The defence ministry said in a statement Albanian
rebels from the National Liberation Army (NLA) were
regrouping across the north and west, firing on police
near the northwestern town of Tetovo and showing up
for the first time near the southwestern border with
Albania.
Robertson and Solana put off a joint two-day trip that
was to have started on Thursday, deeming the situation
there too difficult, Solana's spokeswoman Christina
Gallach said.
"Their trip depends on the situation on the ground,"
she said. "They prefer to wait because the situation
is very difficult in Macedonia."
News of the postponement came a day after Macedonian
Prime Minister Ljubco Georgievski accused the West,
which has been sponsoring strained peace talks in
Skopje, of supporting ethnic Albanian rebels fighting
the government.
He accused EU and US envoys Francois Leotard and James
Pardew of creating "a scenario for fracturing
Macedonia" between its Slav majority and large ethnic
Albanian community.
The Macedonian Slav leaders and press accused the
Western envoys of backing demands -- shared by both
the Albanian political leaders and the rebels -- to
grant Albanian the status of a second official
language and giving local police extra jurisdiction.
The Macedonians see in both moves an attempt to split
the country into two separate ethnic entities,
something they refuse to countenance.
The envoys rejected the charges, while in Washington
the State Department said the West repected
Macedonia's territorial integrity.
"We are trying to help as much as possible to come out
with a political solution," State Department spokesman
Philip Reeker said, calling the charges "truly
untrue".
Meanwhile the leader of the main ethnic Albanian party
in Macedonia's coalition government accused Macedonian
Slav parties of trying to restart from square one the
difficult two-week discussions on boosting Albanian
rights.
"The Macedonians want to go back to the positions held
at the start," said Arben Xhaferi, the president of
the Democratic Party of Albanians (DPA).
Zamir Dika, head of the parliamentary group of DPA
deputies, warned there was no time to start over again
with the slow-moving dialogue, with the strained
ceasefire between the rebels and the army already
showing signs of unravelling.
"If we have this situation much longer we will have
civil war," he said.
Violence seemed to be gaining momentum again as two
bomb explosions rocked the capital late on Wednesday
and early on Thursday.
Two handmade devices planted under a car injured a
Macedonian woman, while a blast in a shopping centre
in a mainly Albanian district caused substantial
damage but no injuries.

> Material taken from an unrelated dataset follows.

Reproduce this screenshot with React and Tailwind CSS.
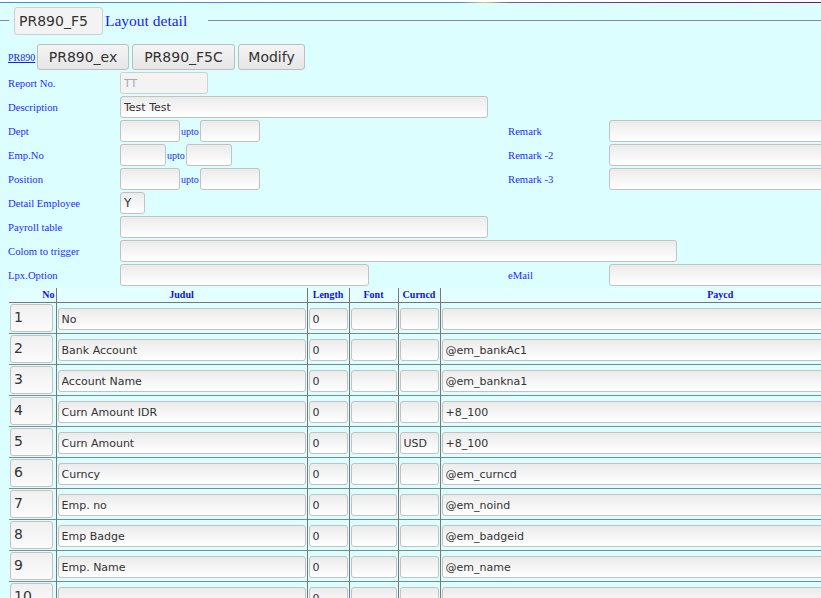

No one claimed responsibility
for the explosions.
Meanwhile the defence ministry accused the NLA of
exploiting the two-week ceasefire, brokered by NATO to
give the political talks a chance.
It said the guerrillas were regrouping across the
north and west of the country.
Firing targeted police checkpoints from Albanian
villages on the edge of Tetovo in the northwest, while
uniformed fighters were seen in the predominantly
Albanian town itself, the ministry said.
Men in civilian clothes were also spotted by security
forces stockpiling crates in mosques in the area, the
ministry said, hinting that the rebels were preparing
for a renewed escalation if the talks failed to bear
fruit soon.
A defence spokesman said on Wednesday a new escalation
was possible in "crisis zones" where the guerrillas
are active.
NLA guerrillas were also spotted for the first time
near Struga, a town close to the southwestern border
with Albania, and near water reservoirs just west of
the capital Skopje.
Groups of rebels also opened fire on a police
checkpoint at a petrol station close to the northern
town of Kumanovo, while the army opened fire and
repulsed another group of fighter strying to cross
near the northern hill village of Tanusevci, where the
rebellion broke out in February.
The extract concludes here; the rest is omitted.